Extract each line where the string "that" shows up.

[Start Material for this task]

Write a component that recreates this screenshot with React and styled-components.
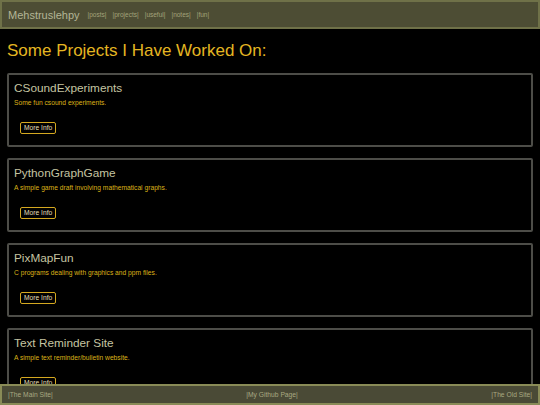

[End Material for this task]
[Start Material for this task]

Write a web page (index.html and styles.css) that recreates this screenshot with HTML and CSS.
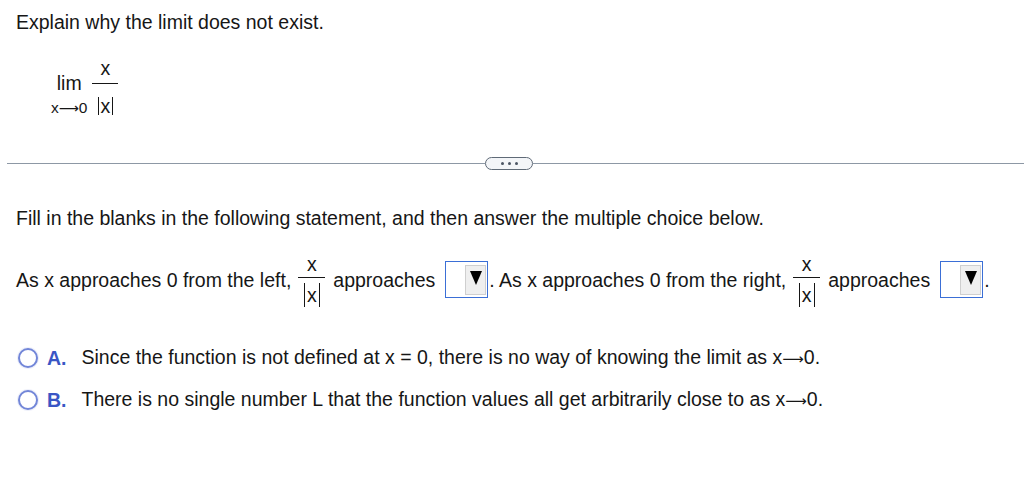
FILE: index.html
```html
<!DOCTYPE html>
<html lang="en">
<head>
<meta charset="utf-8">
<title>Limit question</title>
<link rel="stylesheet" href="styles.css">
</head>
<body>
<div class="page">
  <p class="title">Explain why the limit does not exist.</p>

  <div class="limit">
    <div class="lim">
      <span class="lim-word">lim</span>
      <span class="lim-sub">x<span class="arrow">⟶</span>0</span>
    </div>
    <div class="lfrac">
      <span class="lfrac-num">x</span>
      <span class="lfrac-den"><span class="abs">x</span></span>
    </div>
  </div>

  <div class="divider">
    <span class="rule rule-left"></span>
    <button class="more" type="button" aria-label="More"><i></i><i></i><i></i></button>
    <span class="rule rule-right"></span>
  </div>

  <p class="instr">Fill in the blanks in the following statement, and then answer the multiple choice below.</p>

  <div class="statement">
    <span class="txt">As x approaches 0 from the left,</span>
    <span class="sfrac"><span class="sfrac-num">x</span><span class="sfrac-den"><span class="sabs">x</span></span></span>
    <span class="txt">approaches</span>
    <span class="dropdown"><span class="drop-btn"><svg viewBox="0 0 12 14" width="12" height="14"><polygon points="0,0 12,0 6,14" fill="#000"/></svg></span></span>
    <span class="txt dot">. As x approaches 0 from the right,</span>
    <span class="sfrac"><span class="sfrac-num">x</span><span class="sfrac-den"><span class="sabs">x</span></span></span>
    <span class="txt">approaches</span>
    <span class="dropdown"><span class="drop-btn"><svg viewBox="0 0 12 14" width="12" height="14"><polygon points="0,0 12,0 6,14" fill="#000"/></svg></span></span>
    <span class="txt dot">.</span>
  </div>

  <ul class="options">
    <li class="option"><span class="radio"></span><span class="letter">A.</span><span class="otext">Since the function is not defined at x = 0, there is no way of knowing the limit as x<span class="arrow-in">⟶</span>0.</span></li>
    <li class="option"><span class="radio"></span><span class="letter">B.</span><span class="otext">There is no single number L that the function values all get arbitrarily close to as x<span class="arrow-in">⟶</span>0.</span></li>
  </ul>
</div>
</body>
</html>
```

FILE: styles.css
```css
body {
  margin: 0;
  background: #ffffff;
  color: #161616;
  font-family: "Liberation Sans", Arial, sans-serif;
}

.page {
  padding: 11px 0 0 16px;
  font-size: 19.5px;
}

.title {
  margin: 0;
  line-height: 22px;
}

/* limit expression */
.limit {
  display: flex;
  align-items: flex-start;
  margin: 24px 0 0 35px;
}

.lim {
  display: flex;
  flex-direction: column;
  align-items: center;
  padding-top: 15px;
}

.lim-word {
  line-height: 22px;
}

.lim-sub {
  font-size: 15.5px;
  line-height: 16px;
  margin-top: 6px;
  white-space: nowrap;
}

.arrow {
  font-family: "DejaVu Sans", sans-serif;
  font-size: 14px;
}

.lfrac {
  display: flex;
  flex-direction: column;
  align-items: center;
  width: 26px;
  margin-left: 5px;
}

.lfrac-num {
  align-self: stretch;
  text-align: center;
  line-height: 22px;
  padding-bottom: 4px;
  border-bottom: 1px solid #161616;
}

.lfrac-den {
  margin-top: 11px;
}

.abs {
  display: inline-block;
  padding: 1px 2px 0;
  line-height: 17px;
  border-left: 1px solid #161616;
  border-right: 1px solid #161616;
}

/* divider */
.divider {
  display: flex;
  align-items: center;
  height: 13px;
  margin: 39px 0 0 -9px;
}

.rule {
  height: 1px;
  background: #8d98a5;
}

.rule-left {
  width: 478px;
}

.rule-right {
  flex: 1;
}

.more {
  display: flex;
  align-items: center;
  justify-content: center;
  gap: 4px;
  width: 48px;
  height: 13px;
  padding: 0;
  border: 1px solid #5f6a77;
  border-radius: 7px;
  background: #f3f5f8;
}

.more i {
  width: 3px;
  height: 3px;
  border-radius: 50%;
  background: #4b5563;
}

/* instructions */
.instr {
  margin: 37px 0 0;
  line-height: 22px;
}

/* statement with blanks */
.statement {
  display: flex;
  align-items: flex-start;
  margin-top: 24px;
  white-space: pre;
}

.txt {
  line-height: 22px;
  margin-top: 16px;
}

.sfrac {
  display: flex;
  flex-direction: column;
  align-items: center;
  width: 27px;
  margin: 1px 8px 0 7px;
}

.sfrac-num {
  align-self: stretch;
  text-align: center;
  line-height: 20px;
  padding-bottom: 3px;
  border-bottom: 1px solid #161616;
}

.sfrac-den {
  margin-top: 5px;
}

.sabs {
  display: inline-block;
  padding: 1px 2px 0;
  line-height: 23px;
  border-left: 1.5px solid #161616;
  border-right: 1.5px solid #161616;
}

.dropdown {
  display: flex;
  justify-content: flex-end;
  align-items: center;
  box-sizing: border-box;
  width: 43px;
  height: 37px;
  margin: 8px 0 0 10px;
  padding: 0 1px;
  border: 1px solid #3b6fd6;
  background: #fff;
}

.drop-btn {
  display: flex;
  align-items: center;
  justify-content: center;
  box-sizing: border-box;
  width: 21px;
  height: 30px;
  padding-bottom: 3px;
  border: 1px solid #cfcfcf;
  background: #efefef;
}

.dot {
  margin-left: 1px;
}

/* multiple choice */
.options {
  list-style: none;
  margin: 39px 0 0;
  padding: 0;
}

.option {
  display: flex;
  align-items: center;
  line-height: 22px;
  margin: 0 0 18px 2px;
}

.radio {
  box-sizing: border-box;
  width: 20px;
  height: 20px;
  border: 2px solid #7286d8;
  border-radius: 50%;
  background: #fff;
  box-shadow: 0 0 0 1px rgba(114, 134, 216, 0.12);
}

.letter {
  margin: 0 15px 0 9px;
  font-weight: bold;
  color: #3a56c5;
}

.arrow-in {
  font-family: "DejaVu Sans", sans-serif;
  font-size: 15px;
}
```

[End Material for this task]

The answer:
Write a component that recreates this screenshot with React and styled-components.
Write a web page (index.html and styles.css) that recreates this screenshot with HTML and CSS.
    <li class="option"><span class="radio"></span><span class="letter">B.</span><span class="otext">There is no single number L that the function values all get arbitrarily close to as x<span class="arrow-in">⟶</span>0.</span></li>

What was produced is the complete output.